**Job:** How many of the lines below hold the word "that"? Answer only with the number.

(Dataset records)
---
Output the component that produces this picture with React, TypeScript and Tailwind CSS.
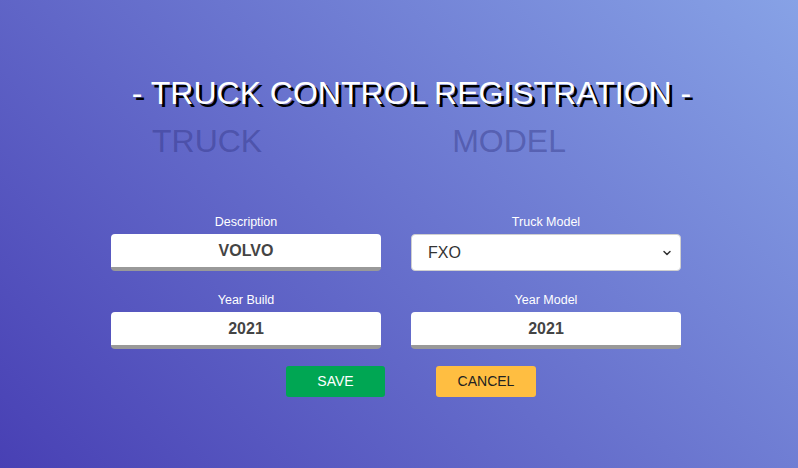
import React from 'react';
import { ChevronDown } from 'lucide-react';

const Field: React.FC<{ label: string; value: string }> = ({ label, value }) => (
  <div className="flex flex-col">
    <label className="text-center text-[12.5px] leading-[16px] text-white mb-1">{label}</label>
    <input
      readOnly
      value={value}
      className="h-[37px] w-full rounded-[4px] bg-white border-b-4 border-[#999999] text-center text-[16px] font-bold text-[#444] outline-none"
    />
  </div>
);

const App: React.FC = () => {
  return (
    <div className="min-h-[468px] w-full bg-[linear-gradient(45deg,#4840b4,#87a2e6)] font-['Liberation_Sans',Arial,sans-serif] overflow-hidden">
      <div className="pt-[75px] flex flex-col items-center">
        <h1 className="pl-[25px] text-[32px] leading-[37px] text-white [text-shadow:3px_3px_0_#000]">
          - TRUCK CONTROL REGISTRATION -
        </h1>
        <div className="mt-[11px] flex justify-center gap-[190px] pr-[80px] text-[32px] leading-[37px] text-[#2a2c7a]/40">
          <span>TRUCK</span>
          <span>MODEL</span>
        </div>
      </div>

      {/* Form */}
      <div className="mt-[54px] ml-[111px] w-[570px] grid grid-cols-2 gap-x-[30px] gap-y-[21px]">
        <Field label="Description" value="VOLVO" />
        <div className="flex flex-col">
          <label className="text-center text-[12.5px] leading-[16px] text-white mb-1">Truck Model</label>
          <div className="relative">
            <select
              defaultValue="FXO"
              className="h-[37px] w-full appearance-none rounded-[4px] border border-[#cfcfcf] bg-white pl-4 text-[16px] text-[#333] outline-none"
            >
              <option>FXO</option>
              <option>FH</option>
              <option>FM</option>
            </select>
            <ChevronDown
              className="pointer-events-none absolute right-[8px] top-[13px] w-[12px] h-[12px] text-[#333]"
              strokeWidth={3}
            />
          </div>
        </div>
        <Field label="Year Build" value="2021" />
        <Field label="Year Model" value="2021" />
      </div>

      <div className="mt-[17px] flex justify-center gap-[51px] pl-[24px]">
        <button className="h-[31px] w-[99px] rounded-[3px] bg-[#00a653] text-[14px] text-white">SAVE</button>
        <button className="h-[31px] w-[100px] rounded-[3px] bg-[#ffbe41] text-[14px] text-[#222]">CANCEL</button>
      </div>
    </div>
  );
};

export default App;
---
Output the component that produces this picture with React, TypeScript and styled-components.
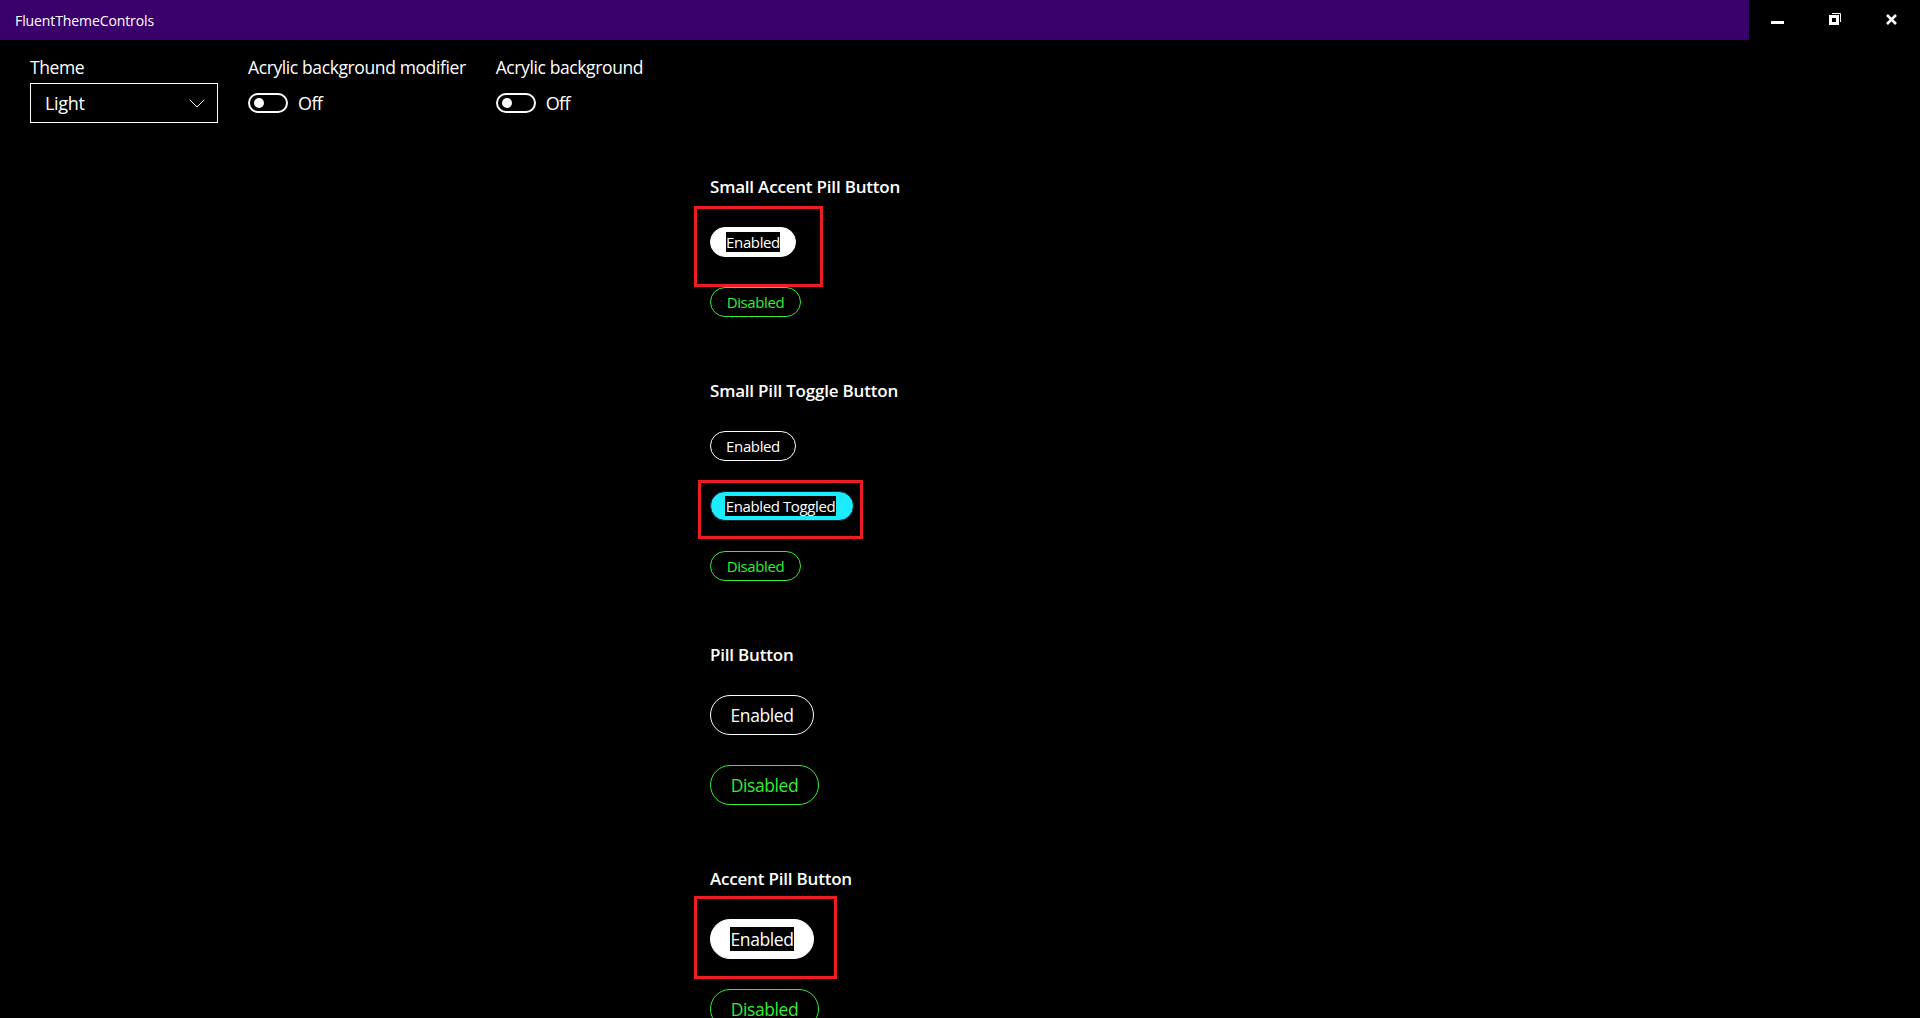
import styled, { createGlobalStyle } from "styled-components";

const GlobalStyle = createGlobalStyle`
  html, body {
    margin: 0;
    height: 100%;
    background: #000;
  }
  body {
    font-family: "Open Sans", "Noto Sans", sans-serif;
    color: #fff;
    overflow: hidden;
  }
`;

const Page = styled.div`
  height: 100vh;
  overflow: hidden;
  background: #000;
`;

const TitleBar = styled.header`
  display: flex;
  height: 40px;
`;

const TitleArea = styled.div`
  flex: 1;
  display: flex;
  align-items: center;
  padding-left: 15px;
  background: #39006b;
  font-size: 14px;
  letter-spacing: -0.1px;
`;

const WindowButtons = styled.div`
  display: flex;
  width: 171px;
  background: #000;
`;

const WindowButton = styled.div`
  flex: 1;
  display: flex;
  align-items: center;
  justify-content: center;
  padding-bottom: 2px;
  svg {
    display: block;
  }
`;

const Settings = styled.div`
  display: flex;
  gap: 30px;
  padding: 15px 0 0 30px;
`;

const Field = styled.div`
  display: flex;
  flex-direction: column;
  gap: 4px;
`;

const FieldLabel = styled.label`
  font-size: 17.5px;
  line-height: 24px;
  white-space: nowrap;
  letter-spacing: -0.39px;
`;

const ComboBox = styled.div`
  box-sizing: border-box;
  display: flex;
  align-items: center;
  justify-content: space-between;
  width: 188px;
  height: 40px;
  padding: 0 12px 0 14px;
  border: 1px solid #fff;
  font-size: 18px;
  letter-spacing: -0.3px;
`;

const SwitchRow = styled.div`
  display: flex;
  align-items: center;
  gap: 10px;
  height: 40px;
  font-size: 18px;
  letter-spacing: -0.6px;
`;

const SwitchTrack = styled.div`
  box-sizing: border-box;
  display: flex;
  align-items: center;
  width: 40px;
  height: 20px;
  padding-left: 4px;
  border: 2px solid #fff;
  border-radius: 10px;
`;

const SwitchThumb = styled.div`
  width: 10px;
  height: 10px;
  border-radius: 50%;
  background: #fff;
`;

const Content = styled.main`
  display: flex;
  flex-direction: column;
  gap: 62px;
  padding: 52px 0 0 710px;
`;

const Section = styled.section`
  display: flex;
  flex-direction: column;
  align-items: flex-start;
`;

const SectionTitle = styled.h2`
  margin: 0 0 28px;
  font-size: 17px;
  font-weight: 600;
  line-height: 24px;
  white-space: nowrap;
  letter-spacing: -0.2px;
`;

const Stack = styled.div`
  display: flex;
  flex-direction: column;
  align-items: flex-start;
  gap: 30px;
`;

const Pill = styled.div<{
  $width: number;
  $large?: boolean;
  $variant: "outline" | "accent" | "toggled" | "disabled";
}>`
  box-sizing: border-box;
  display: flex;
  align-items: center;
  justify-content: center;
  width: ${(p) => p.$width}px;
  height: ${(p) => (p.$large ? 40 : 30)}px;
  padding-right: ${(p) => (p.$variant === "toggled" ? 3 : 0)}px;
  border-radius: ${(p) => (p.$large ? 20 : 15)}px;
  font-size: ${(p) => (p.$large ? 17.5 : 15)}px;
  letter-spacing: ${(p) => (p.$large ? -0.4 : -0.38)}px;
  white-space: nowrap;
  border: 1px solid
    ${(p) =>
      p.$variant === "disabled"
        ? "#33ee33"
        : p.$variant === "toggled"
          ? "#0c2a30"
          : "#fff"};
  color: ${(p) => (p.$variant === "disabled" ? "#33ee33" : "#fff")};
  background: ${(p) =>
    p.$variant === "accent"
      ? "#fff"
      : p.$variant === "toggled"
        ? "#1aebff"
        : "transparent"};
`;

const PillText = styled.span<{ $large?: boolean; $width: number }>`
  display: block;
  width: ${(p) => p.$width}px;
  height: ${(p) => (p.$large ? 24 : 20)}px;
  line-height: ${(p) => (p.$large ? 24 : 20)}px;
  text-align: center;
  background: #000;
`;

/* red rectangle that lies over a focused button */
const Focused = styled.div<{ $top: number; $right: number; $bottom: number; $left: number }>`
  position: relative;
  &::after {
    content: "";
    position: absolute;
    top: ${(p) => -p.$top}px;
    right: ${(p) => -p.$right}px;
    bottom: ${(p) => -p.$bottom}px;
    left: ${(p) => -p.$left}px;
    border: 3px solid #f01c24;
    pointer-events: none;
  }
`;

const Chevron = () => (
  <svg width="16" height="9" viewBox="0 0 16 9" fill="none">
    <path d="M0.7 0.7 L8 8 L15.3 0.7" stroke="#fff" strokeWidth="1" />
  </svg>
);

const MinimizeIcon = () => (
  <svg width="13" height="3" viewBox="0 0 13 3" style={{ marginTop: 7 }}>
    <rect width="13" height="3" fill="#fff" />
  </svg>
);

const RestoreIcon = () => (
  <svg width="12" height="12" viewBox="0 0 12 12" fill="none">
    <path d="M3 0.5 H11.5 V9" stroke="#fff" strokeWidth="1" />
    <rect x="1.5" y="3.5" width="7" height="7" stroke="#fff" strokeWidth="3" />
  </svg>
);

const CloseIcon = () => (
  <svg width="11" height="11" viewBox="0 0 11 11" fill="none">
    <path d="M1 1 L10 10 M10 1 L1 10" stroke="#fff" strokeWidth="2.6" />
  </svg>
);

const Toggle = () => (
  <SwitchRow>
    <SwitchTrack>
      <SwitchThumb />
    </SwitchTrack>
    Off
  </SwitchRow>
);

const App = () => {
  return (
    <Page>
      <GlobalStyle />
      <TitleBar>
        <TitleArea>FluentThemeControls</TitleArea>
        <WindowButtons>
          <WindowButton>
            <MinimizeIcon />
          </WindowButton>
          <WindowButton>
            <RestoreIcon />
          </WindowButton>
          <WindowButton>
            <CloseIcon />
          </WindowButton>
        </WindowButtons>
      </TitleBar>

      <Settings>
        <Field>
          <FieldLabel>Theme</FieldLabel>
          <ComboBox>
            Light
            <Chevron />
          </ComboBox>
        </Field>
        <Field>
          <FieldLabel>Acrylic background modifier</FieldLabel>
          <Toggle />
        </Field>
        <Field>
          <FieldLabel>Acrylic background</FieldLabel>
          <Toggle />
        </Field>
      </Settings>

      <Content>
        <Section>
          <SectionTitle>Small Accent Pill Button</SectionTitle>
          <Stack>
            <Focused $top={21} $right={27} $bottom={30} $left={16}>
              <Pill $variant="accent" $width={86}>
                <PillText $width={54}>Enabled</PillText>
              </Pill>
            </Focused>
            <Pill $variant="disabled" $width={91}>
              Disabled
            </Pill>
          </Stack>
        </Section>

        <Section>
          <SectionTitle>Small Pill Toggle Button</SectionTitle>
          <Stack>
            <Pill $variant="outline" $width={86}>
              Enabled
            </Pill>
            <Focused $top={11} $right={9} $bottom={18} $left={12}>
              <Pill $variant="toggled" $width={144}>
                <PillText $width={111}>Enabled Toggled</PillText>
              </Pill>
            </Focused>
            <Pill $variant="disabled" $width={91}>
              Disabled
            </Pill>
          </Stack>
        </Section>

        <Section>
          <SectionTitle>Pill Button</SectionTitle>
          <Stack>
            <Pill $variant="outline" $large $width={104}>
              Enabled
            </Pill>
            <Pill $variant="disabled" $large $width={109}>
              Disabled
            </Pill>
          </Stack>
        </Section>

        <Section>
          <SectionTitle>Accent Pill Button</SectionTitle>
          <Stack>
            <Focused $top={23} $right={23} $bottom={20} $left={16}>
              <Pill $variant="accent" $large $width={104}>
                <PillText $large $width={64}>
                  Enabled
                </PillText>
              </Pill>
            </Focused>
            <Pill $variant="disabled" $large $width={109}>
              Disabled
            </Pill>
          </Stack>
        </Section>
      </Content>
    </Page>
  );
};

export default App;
---
**Full response:** 3